In the three years since becoming Mayor, he has destroyed the carefully crafted work undertaken over decades that so improved and enhanced police community relations. That progress now lies in tatters battered on the anvil of political opportunism, murdered by the cynical manipulation of a right wing Mayor and his incompetent monocultural team.

With no senior black advisers on his team Boris was left both ignorant and unsighted. Kit Malthouse, his technocratic Deputy Mayor in charge of the MPS was equally clueless and failed to correctly assess the on going deterioration of relationships between the MPS and London’s black communities even though it was staring him in the face.  I have personally been writing about these issues in depth since May last year and anyone with an ounce of common sense should have realised that someone somewhere should have taken action.

The Mayors Office has a blind spot on the issue of race and in certain parts of London that is no doubt popular electorally, but, and this is a huge but, that has come at an incalculable cost to the city not just in financial terms but has the real potential to set the city on course for a continued and serious aggravation of racial tensions in the next few years.  The news for Boris is that I don’t see things getting better anytime soon.

There is a huge level of anger out there within black and poor communities and the ironic thing is that the vindictive politicisation of rioters’ court cases into show trials with heavy sentences is deepening that anger and alienation.

Boris has no senior equivalent to the position I held as Policy Director for Policing as part of the core. For 8 years as the most senior black political figure in London despite many police challenges there was no such equivalent event: that was not just luck it was precisely because we were able to use our knowledge and expertise to respond effectively to community concerns.

We had a Mayoral team that looked like London and could ensure we were always sighted on these important issues.


London is one of the most diverse cities in the world.
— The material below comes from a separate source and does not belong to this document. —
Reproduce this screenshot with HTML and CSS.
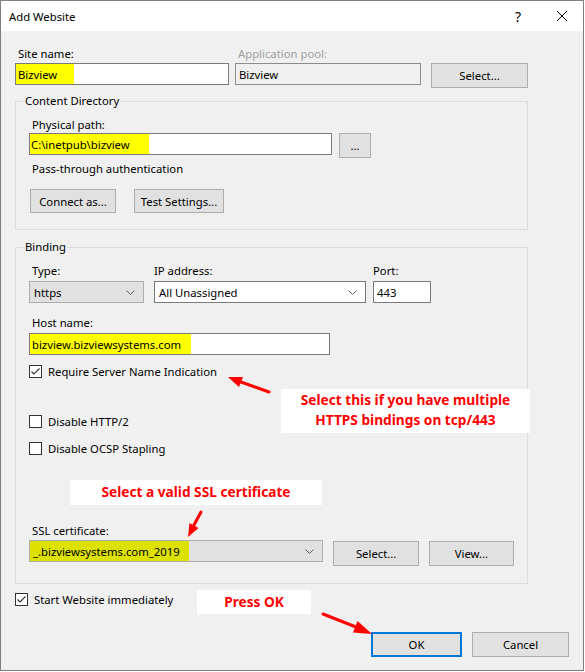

Boris Johnson failures on these issues have been epic. In a multicultural city like London these are not just serious and fundamental errors; they represent a criminal degree of political negligence motivated in large part by short-term electrical populism. This is an outer London agenda that has gained ascendency that is deeply hostile to race equality and multiculturalism. In a city like London such political prejudice and ignorance comes at an enormous cost.